The following steps are recommended at the start of an investigation for ensuring that communications and documents are privileged:

  • Engage legal counsel immediately and ensure that they are directing the investigation. Keeping legal counsel involved in all steps of the investigation helps establish and maintain solicitor-client privilege.
  • Start with an engagement letter with the legal counsel that identifies the reason for investigation and the nature of the legal advice sought. This will help lay the foundation for any claim of both solicitor client privilege and litigation privilege. Whereas solicitor-client privilege only usually attaches to communications between a lawyer and client, litigation privilege can attach to communications with third parties.
  • Ensure that all third-party experts are engaged by legal counsel, and not directly by the company. Communication with experts should also be done through legal counsel only, whenever possible.
  • Ensure the investigation team reports directly to legal counsel and the legal counsel is involved in investigation-related discussions whenever possible. The best practice to promote the application of solicitor-client privilege is to have the lawyer present in the conversation, or, if the communication is through written correspondence, to have the lawyer copied on all correspondence. Even internal communications within a corporation that do not involve a lawyer can possibly be protected by solicitor-client privilege if the communication is being made in order to obtain legal advice or discuss legal advice that has been received.
  • Work with legal counsel to prepare an Investigation Plan and ensure that the Investigation Plan specifically speaks to privilege – namely the dominant purpose of the investigation and the nature of the legal advice sought. You can learn more about Investigation Plans in Part 2 of our Focus on Investigations series.

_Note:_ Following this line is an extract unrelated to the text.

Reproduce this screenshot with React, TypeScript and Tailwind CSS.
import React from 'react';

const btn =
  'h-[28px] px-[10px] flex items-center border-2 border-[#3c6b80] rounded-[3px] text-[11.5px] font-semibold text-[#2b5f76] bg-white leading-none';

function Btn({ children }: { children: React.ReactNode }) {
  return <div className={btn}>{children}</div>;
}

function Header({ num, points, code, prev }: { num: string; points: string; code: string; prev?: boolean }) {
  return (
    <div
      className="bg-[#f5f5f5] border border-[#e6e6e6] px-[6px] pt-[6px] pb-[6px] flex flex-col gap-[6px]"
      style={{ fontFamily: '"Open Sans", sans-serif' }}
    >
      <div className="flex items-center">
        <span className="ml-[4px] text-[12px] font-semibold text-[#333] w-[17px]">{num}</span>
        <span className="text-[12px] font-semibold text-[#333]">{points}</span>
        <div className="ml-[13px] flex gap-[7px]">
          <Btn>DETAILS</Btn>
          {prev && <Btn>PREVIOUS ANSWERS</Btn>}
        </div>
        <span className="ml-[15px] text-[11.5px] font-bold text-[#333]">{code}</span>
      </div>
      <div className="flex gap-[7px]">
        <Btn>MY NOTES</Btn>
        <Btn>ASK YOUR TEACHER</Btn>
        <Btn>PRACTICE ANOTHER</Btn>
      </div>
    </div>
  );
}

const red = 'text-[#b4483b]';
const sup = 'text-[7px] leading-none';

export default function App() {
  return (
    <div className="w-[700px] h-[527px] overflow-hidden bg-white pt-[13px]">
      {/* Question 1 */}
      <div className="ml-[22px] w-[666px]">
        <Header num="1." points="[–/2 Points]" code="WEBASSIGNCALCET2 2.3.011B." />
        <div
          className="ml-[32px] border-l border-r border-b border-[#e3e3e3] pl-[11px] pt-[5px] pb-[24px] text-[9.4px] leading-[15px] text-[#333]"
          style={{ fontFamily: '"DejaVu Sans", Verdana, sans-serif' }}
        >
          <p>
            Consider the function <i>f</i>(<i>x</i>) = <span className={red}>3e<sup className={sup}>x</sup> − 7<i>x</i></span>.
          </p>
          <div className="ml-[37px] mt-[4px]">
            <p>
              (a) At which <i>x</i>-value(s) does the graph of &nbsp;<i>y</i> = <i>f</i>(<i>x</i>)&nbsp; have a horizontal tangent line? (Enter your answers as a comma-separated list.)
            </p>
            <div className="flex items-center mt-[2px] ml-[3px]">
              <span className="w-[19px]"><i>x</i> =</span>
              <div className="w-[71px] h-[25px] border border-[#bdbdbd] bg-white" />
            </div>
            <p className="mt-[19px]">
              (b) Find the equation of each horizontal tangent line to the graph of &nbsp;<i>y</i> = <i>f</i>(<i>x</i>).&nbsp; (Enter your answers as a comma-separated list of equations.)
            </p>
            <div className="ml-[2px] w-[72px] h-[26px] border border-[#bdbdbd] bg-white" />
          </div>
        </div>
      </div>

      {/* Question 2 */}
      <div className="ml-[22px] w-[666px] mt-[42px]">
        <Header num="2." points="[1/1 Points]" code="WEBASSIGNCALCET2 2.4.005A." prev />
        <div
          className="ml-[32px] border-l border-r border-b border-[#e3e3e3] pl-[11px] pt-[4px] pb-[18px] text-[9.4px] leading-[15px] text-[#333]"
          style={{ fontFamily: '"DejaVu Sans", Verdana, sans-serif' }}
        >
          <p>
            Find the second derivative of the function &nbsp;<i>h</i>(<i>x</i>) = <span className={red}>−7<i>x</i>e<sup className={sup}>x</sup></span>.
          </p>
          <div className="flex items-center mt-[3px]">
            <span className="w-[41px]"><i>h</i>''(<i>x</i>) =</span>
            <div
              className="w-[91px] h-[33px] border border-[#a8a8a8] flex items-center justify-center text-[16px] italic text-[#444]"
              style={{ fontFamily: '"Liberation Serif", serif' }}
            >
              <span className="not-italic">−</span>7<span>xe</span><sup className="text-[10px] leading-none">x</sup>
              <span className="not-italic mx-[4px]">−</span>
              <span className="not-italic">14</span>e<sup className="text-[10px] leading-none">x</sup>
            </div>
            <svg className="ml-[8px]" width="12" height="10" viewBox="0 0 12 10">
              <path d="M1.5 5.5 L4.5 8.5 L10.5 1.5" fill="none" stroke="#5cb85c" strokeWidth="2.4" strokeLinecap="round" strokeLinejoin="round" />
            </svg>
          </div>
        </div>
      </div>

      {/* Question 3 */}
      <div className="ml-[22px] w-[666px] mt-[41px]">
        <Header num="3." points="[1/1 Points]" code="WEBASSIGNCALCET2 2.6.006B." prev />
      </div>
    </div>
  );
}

Maintaining privilege through the investigation

Often, an organization will have a group of individuals involved on an investigation. To ensure that privilege is maintained over important correspondence, the number of individuals involved with the investigation should be limited, including the number of individuals copied on any communications. Although not determinative, all correspondence should also be marked “privileged and confidential.”

Organizations should also consider password protection for important correspondence. Alternatively, consider exchanging correspondence or important documents using a separate drive accessible only by the limited group of individuals on the investigation team. Both of these strategies demonstrate a clear intention for correspondence to be confidential.

In order to maintain privilege over an investigation report, it is vital to ensure the report provides legal advice to ensure that solicitor-client privilege applies. It is also recommended to have counsel prepare the report pursuant to a retainer that explicitly details a request for legal advice. If litigation privilege may also apply, ensure that the report comments on any current or anticipated litigation.

Common privilege issues in investigations

In-house counsel

In Canada, in-house counsel can also enjoy solicitor-client privilege. However, it is important that they wear the hat of legal counsel, rather than of a business advisor. It would be prudent to use an engagement letter or memo with in-house counsel, and to conclude the investigation with a report from in-house that provides legal advice.

Lawyer as investigator

In some investigations, legal counsel will also act as investigators. In these circumstances, courts have found that the “legal advice” component is essential for solicitor-client privilege to apply to a lawyer’s investigation report. If the lawyer is merely gathering facts without providing legal advice, his or her report to the client will not be covered by solicitor-client privilege.

Multiple investigations

A problem with litigation privilege can sometimes arise in investigations where there are multiple purposes for the investigation. For example, in a workplace fatality there may be various purposes for the employer to conduct an investigation. One purpose is to fulfill the employer’s statutory obligation to investigate a fatality under the applicable health and safety legislation and to report to the government. Another purpose would be to investigate in preparation for an expected regulatory proceeding against the company or litigation. A third purpose may be the company’s policies or procedures, which require an investigation. In this circumstance, it will be difficult to clearly determine or demonstrate what the dominant purpose of the investigation was. If the dominant purpose for the creation or exchange of documents or communications is to meet statutory obligations or to comply with a company’s policies or procedures, then litigation privilege will likely not apply. However, if the dominant purpose is to prepare for anticipated litigation, then litigation privilege will apply.

One possible solution is to create multiple teams, one for each dominant purpose. In the above scenario, one team would investigate to create a report for the government, and a separate team would investigate to prepare for litigation. Another option is to have one team, but to keep files for each investigation separate.

International investigations

In Canada, in order to establish solicitor-client privilege, the lawyer giving advice must be duly qualified to practice in the jurisdiction where advice is sought. Laws on privilege vary significantly around the world. Therefore, to the extent multiple jurisdictions are involved in the investigation, special care must be taken regarding privilege. It is recommended that parties engage local counsel right away and consider issues associated with privilege from the very beginning of an investigation.

Upjohn Warnings”

The Upjohn Warning is a U.S. warning, often referred to as the “corporate Miranda warning.” The Upjohn Warning warns employees in internal interviews that:

  • the investigators represent the company, and do not personally represent the interviewee;
  • the investigation is confidential and privileged, but that the privilege is the organization’s privilege;
  • the company is able to waive privilege without the consent of the person interviewed;
  • the interviewee does not have that right to waive privilege, but are bound to maintain the confidentiality of the investigation.

While the Upjohn Warning is considered to be part of the ethical duty of counsel in the U.S., it has not been adopted by Canadian courts and they are not required to preserve the company’s privilege. Further, Upjohn warnings can have a chilling effect in interviews, and are not recommended for most interviews in Canada.


Privilege is an important and challenging issue to manage in an investigation into serious corporate misconduct. This is an issue that should be assessed not just at the outset of the investigation, but throughout the course of the investigation as circumstances change.